[BEGIN Records for the task]

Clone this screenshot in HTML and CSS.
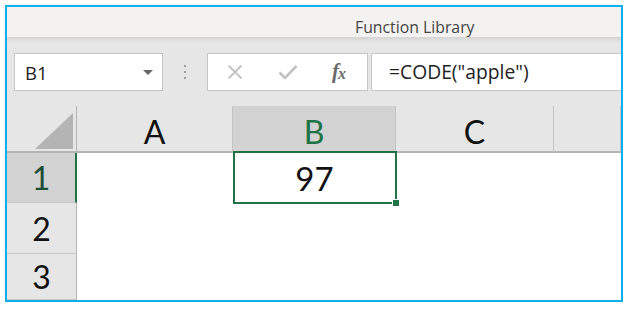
FILE: index.html
```html
<!DOCTYPE html>
<html lang="en">
<head>
  <meta charset="UTF-8" />
  <title>CODE function</title>
  <link rel="stylesheet" href="styles.css">
</head>
<body>
  <div class="frame">
    <div class="ribbon">
      <span class="group-label">Function Library</span>
    </div>

    <div class="formula-bar">
      <div class="name-box">
        <span>B1</span>
        <svg class="drop" width="10" height="5" viewBox="0 0 10 5"><polygon points="0,0 10,0 5,5" fill="#666"/></svg>
      </div>
      <div class="grip"><i></i><i></i><i></i></div>
      <div class="fx-buttons">
        <svg class="btn-cancel" width="16" height="16" viewBox="0 0 16 16">
          <path d="M1.5 1.5 L14.5 14.5 M14.5 1.5 L1.5 14.5" stroke="#c2c2c2" stroke-width="1.8" fill="none"/>
        </svg>
        <svg class="btn-enter" width="20" height="16" viewBox="0 0 20 16">
          <path d="M1.5 8.5 L7 14 L18.5 2" stroke="#c2c2c2" stroke-width="2.6" fill="none"/>
        </svg>
        <span class="btn-fx">f<sub>x</sub></span>
      </div>
      <div class="formula-input">=CODE("apple")</div>
    </div>

    <div class="sheet">
      <div class="corner">
        <svg width="38" height="36" viewBox="0 0 38 36"><polygon points="38,0 38,36 0,36" fill="#b4b4b4"/></svg>
      </div>
      <div class="col-head">A</div>
      <div class="col-head active">B</div>
      <div class="col-head">C</div>
      <div class="col-head"></div>

      <div class="row-head active">1</div>
      <div class="cell"></div>
      <div class="cell selected">97</div>
      <div class="cell"></div>
      <div class="cell"></div>

      <div class="row-head">2</div>
      <div class="cell"></div>
      <div class="cell"></div>
      <div class="cell"></div>
      <div class="cell"></div>

      <div class="row-head">3</div>
      <div class="cell"></div>
      <div class="cell"></div>
      <div class="cell"></div>
      <div class="cell"></div>
    </div>
  </div>
</body>
</html>
```

FILE: styles.css
```css
body {
  margin: 0;
  background: #fff;
  font-family: 'Open Sans', sans-serif;
}

.frame {
  margin: 5px;
  width: 614px;
  height: 293px;
  border: 2px solid #10aeea;
  display: flex;
  flex-direction: column;
  overflow: hidden;
}

/* ribbon strip */
.ribbon {
  height: 30px;
  background: #f3f2f1;
  padding-left: 348px;
  box-sizing: border-box;
  padding-top: 9px;
}

.group-label {
  font-size: 15.8px;
  line-height: 18px;
  color: #444;
}

/* formula bar */
.formula-bar {
  height: 69px;
  box-sizing: border-box;
  padding: 16px 0 0 7px;
  background: linear-gradient(#d3d3d3, #e6e6e6 5px);
  display: flex;
  align-items: flex-start;
}

.name-box {
  width: 149px;
  height: 38px;
  box-sizing: border-box;
  background: #fff;
  border: 1px solid #c6c6c6;
  display: flex;
  align-items: center;
  justify-content: space-between;
  padding: 0 9px 0 10px;
  font-size: 18.5px;
  color: #222;
}

.grip {
  width: 44px;
  height: 38px;
  display: flex;
  flex-direction: column;
  align-items: center;
  justify-content: center;
  gap: 4px;
}

.grip i {
  width: 2px;
  height: 2px;
  background: #a0a0a0;
}

.fx-buttons {
  width: 161px;
  height: 38px;
  box-sizing: border-box;
  background: #fff;
  border: 1px solid #c6c6c6;
  display: flex;
  align-items: center;
  padding-left: 19px;
}

.btn-enter {
  margin-left: 35px;
}

.btn-fx {
  margin-left: 34px;
  font-family: 'Liberation Serif', serif;
  font-style: italic;
  font-weight: bold;
  font-size: 21px;
  color: #6a6a6a;
  letter-spacing: -1px;
  line-height: 20px;
}

.btn-fx sub {
  font-size: 16px;
  vertical-align: -1px;
}

.formula-input {
  flex: 1;
  height: 38px;
  box-sizing: border-box;
  margin-left: 3px;
  background: #fff;
  border: 1px solid #c6c6c6;
  border-right: none;
  padding-left: 17px;
  font-size: 19.3px;
  line-height: 36px;
  color: #222;
}

/* worksheet grid */
.sheet {
  flex: 1;
  display: grid;
  grid-template-columns: 70px 156px 163px 158px 1fr;
  grid-template-rows: 47px 50px 51px 1fr;
  background: #fff;
  font-family: 'Lato', sans-serif;
}

.corner {
  background: #e6e6e6;
  border-right: 1px solid #b4b4b4;
  border-bottom: 2px solid #b4b4b4;
  padding: 7px 0 0 28px;
}

.corner svg {
  display: block;
}

.col-head {
  background: #e6e6e6;
  border-bottom: 2px solid #b4b4b4;
  border-right: 1px solid #c4c4c4;
  display: flex;
  align-items: center;
  justify-content: center;
  font-size: 32px;
  color: #111;
  padding-top: 5px;
}

.col-head.active {
  background: #d2d2d2;
  color: #217346;
}

.row-head {
  background: #e6e6e6;
  border-right: 1px solid #b4b4b4;
  border-bottom: 1px solid #c8c8c8;
  display: flex;
  align-items: center;
  justify-content: center;
  font-size: 32px;
  color: #111;
}

.row-head.active {
  background: #d2d2d2;
  color: #1f4e36;
  border-right: 2px solid #217346;
}

.cell {
  display: flex;
  align-items: center;
  justify-content: center;
  font-size: 33px;
  color: #111;
}

.cell.selected {
  position: relative;
}

.cell.selected::before {
  content: "";
  position: absolute;
  top: -2px;
  left: 0;
  right: -1px;
  bottom: -1px;
  border: 2px solid #217346;
}

.cell.selected::after {
  content: "";
  position: absolute;
  right: -4px;
  bottom: -4px;
  width: 6px;
  height: 6px;
  background: #217346;
  border: 1px solid #fff;
}
```
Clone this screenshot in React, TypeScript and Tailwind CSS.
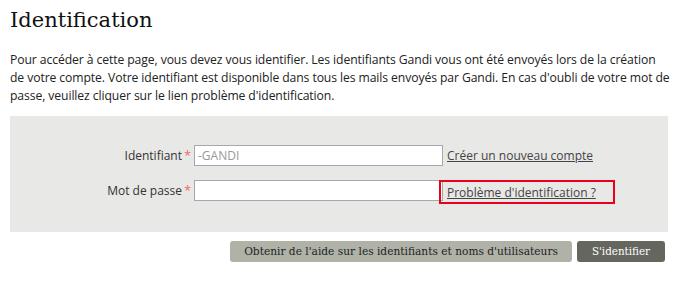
import React from 'react';

const slab = { fontFamily: '"DejaVu Serif Condensed", "DejaVu Serif", serif' };
const title = { fontFamily: '"DejaVu Serif", serif' };

export default function App() {
  return (
    <div className="w-[689px] h-[282px] bg-white text-[#333] font-['Open_Sans',sans-serif]">
      <div className="pl-[10px] pr-[8px] pt-[7px]">
        <h1 style={title} className="text-[21px] leading-[26px] text-[#111] m-0">Identification</h1>
        <p className="mt-[18px] text-[12.2px] leading-[18px] text-[#222] whitespace-nowrap tracking-[-0.1px]">
          Pour accéder à cette page, vous devez vous identifier. Les identifiants Gandi vous ont été envoyés lors de la création
          <br />
          de votre compte. Votre identifiant est disponible dans tous les mails envoyés par Gandi. En cas d'oubli de votre mot de
          <br />
          passe, veuillez cliquer sur le lien problème d'identification.
        </p>

        <div className="mt-[11px] w-[658px] h-[116px] bg-[#e8e8e6] pt-[29px]">
          <div className="flex items-center h-[21px]">
            <label className="w-[172px] text-right text-[12px] text-[#333]">Identifiant</label>
            <span className="w-[12px] pl-[2px] text-[#f26b6b] text-[13px]">*</span>
            <input
              defaultValue="-GANDI"
              className="w-[249px] h-[21px] bg-white border border-[#a5a9ae] px-[3px] text-[12px] text-[#999] outline-none"
            />
            <a className="ml-[4px] text-[12px] text-[#444] underline">Créer un nouveau compte</a>
          </div>
          <div className="flex items-center h-[21px] mt-[14px]">
            <label className="w-[172px] text-right text-[12px] text-[#333]">Mot de passe</label>
            <span className="w-[12px] pl-[2px] text-[#f26b6b] text-[13px]">*</span>
            <input
              type="password"
              className="w-[249px] h-[21px] bg-white border border-[#a5a9ae] px-[3px] text-[12px] outline-none"
            />
            <div className="relative">
              <a className="ml-[4px] text-[12px] text-[#444] underline">Problème d'identification ?</a>
              <div className="absolute left-[-4px] top-[1px] w-[176px] h-[24px] border-2 border-[#e8001c]" />
            </div>
          </div>
        </div>

        <div className="flex justify-end gap-[5px] mt-[9px] w-[655px]">
          <button style={slab} className="h-[21px] px-[14px] rounded-[3px] bg-[#b0b2a8] text-[#222] text-[11.8px]">
            Obtenir de l'aide sur les identifiants et noms d'utilisateurs
          </button>
          <button style={slab} className="h-[21px] px-[15px] rounded-[3px] bg-[#65665e] text-white text-[11.5px]">
            S'identifier
          </button>
        </div>
      </div>
    </div>
  );
}
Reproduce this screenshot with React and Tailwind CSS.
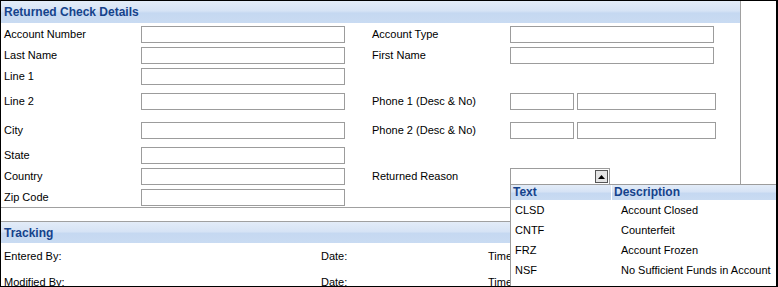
const hdr = 'bg-[linear-gradient(#e3ecf8,#d6e3f5_45%,#c5d8f1_55%,#c9dbf2)]';

function Field({ w = 'w-[204px]' }) {
  return <div className={`${w} h-[17px] border border-[#9c9c9c] bg-white`} />;
}

function Row({ h, label, children, label2, children2 }) {
  return (
    <div className={`flex items-center ${h}`}>
      <div className="w-[140px] pl-[3px]">{label}</div>
      <div className="w-[231px]">{children}</div>
      <div className="w-[138px]">{label2}</div>
      <div className="flex gap-[3px]">{children2}</div>
    </div>
  );
}

const reasons = [
  ['CLSD', 'Account Closed'],
  ['CNTF', 'Counterfeit'],
  ['FRZ', 'Account Frozen'],
  ['NSF', 'No Sufficient Funds in Account'],
];

export default function App() {
  return (
    <div className="relative w-[778px] h-[287px] overflow-hidden bg-white border border-black border-r-2 text-[11px] text-black font-['Liberation_Sans',Arial,sans-serif]">
      {/* Returned check panel */}
      <div className="w-[740px] h-[207px] border-r border-b border-[#a0a0a0]">
        <div className={`h-[22px] ${hdr} pl-[3px] flex items-center text-[12px] font-bold text-[#15428b]`}>Returned Check Details</div>
        <Row h="h-[21px] mt-px" label="Account Number" children={<Field />} label2="Account Type" children2={<Field />} />
        <Row h="h-[21px]" label="Last Name" children={<Field />} label2="First Name" children2={<Field />} />
        <Row h="h-[21px]" label="Line 1" children={<Field />} />
        <Row h="h-[29px]" label="Line 2" children={<Field />} label2="Phone 1 (Desc & No)" children2={<><Field w="w-[64px]" /><Field w="w-[139px]" /></>} />
        <Row h="h-[29px]" label="City" children={<Field />} label2="Phone 2 (Desc & No)" children2={<><Field w="w-[64px]" /><Field w="w-[139px]" /></>} />
        <Row h="h-[21px]" label="State" children={<Field />} />
        <Row
          h="h-[21px]"
          label="Country"
          children={<Field />}
          label2="Returned Reason"
          children2={
            <div className="w-[100px] h-[17px] border border-[#9c9c9c] bg-white flex justify-end items-center pr-px">
              <div className="w-[13px] h-[13px] bg-[#e4e4e4] border border-[#555] flex items-center justify-center">
                <svg width="7" height="4" viewBox="0 0 7 4"><path d="M3.5 0L7 4H0z" fill="#000" /></svg>
              </div>
            </div>
          }
        />
        <Row h="h-[21px]" label="Zip Code" children={<Field />} />
      </div>

      {/* Tracking panel */}
      <div className="mt-[13px] border-t border-[#a0a0a0]">
        <div className={`h-[21px] ${hdr} pl-[3px] flex items-center text-[12px] font-bold text-[#15428b]`}>Tracking</div>
        <div className="flex items-center h-[25px] mt-px">
          <div className="w-[320px] pl-[3px]">Entered By:</div>
          <div className="w-[167px]">Date:</div>
          <div>Time</div>
        </div>
        <div className="flex items-center h-[27px]">
          <div className="w-[320px] pl-[3px]">Modified By:</div>
          <div className="w-[167px]">Date:</div>
          <div>Time</div>
        </div>
      </div>

      {/* Open dropdown list */}
      <div className="absolute left-[509px] top-[183px] w-[280px] h-[110px] bg-white border-l border-t border-[#9c9c9c]">
        <div className={`flex h-[15px] ${hdr} text-[12px] font-bold text-[#15428b] leading-[15px]`}>
          <div className="w-[101px] pl-[2px] border-r border-white">Text</div>
          <div className="pl-[2px]">Description</div>
        </div>
        {reasons.map(([code, desc]) => (
          <div key={code} className="flex items-center h-[20px] first:mt-px">
            <div className="w-[110px] pl-[4px]">{code}</div>
            <div>{desc}</div>
          </div>
        ))}
      </div>
    </div>
  );
}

[END Records for the task]

§ **Written task**: Tally the lines of the listing in which the word "this" occurs, and state the total alone.

§ **Correct result**: 3